In “Extractes d’un Diari”, Balago recover the support of some beats, inject more melodic weight into the songs, play more emphatically with synthesisers, and end up transmitting more life, body, and muscle to their discourse. And all of this without leaving that circle of ambient-soundtrack where they are so at home, ever since the best passages of “El Segon Pis”, a second album whose wake is taken up again here, insisting on the idea of establishing a linear plot from flashes and sparks lasting one to two minutes, totally contrary to the long tracks on “D’Aquii”. It doesn’t seek to be one, nor is it in reality, but in a sense the album works as a summary and compendium of the sound personality of David Crespo over the course of a decade. The meticulous mastery of drone and the ambient of “D’Aquii”, the capacity for emotive condensation of “El Segon Pis”, the intelligent use of melodies of “erm”, and the cinematographic, evocative, visual ambition—seemingly satisfied, by the way—of his soundtracks for films and plays. There are also some new things added to the mix: cosmic flirtations in some fragments, without stridency, but with a great deal of intention and a good nose for sound; the surprising rhythmic charge of some songs; or occasional dabbling in psychedelics give his formula colour and new possibilities, inviting one to think very well of the group’s future.

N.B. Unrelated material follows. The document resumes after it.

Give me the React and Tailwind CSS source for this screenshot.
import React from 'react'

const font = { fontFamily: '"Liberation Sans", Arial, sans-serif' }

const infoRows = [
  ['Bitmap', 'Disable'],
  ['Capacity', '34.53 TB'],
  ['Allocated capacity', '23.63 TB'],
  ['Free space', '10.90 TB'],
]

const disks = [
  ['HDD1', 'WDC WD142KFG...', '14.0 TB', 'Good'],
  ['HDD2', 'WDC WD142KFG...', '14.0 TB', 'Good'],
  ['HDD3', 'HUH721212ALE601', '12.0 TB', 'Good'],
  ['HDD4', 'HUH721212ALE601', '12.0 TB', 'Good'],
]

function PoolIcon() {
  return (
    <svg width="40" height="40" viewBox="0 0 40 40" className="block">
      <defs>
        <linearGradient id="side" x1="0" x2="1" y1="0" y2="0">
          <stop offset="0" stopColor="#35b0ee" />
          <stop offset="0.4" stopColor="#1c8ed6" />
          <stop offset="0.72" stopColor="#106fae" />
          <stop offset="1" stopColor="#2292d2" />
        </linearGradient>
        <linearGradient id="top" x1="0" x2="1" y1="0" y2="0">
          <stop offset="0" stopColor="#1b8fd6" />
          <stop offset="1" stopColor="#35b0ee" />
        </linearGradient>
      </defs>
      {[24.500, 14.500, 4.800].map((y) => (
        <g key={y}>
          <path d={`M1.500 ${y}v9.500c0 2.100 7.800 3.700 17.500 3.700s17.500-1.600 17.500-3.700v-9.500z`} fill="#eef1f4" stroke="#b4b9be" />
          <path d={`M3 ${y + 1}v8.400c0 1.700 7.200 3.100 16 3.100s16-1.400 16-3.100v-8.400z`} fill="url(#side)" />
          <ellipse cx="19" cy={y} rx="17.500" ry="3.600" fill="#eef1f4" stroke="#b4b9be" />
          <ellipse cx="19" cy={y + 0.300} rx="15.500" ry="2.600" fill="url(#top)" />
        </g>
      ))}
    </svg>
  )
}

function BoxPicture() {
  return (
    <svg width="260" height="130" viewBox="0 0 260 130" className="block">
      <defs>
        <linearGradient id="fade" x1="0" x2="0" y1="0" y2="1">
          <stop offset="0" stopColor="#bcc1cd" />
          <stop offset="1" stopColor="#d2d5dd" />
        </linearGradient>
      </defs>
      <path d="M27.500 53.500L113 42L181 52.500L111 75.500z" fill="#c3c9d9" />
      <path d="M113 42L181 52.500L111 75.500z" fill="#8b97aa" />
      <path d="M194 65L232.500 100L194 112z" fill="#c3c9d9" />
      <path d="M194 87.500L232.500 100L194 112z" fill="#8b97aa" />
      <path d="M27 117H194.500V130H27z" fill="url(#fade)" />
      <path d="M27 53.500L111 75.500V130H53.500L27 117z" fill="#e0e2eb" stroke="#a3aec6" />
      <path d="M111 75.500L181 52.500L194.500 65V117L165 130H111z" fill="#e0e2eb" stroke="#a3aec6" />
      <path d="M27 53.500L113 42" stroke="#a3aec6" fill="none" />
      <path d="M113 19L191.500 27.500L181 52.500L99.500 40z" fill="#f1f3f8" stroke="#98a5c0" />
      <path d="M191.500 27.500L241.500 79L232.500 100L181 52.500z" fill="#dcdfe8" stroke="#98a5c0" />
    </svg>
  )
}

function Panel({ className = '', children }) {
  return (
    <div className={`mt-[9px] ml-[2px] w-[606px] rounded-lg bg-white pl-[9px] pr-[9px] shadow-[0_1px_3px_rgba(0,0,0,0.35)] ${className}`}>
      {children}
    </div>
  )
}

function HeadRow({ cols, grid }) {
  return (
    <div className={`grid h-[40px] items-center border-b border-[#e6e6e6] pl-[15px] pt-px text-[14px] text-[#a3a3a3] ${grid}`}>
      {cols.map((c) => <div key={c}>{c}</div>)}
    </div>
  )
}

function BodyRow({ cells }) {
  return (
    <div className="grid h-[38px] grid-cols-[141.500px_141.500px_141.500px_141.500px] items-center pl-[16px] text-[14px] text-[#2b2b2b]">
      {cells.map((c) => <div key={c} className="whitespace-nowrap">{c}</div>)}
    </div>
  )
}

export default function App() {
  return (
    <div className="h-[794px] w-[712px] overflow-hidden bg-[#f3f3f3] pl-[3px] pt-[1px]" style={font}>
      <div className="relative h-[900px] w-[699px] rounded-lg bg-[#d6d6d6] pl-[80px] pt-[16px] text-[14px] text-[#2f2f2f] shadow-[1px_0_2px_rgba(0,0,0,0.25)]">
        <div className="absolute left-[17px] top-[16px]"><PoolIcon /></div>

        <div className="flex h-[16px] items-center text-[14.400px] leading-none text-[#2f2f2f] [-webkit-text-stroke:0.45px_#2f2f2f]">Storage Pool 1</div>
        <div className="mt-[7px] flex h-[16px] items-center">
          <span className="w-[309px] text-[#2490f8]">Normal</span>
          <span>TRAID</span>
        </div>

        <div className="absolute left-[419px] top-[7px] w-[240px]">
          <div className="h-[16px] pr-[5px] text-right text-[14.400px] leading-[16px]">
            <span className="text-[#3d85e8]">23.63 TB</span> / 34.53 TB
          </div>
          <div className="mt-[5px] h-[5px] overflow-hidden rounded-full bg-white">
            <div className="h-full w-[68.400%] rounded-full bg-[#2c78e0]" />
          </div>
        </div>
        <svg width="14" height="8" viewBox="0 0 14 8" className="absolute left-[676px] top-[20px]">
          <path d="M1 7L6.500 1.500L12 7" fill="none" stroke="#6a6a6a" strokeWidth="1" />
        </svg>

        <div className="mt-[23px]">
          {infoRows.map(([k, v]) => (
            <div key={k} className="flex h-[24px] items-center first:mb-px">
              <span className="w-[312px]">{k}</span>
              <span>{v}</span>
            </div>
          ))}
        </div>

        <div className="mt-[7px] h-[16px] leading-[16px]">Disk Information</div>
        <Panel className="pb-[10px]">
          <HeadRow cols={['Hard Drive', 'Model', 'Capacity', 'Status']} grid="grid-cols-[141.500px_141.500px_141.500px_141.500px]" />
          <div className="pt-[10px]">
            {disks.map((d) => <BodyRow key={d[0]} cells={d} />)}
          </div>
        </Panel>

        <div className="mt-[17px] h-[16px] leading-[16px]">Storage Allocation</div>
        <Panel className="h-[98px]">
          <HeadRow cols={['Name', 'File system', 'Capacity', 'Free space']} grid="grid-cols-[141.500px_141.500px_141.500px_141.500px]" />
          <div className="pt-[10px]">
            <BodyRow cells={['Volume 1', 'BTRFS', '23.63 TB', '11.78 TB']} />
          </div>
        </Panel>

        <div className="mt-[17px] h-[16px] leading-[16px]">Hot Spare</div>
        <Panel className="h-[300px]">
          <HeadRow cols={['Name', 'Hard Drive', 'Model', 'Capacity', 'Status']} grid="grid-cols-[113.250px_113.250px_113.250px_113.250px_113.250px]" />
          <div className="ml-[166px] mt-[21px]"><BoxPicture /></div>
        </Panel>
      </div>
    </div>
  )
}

If someone had asked me a few months ago how I thought that Balago would sound in 2010, I couldn’t have come up with a better explanation than this album. And this is something that has happened, personally, with each one of the four albums that make up the band’s career. “Extractes d’un Diari” is ambient that is exciting, alive, moving, and relatively easy, accessible, just what we were asking for or what we needed at this exact moment. The (near) achievement of a sound ideal that continues to stand entirely alone within the context of Spanish music, and which in a fair world would have to have a British, American, or German passport in order to receive the international recognition and applause that it really deserves. A blessed anomaly.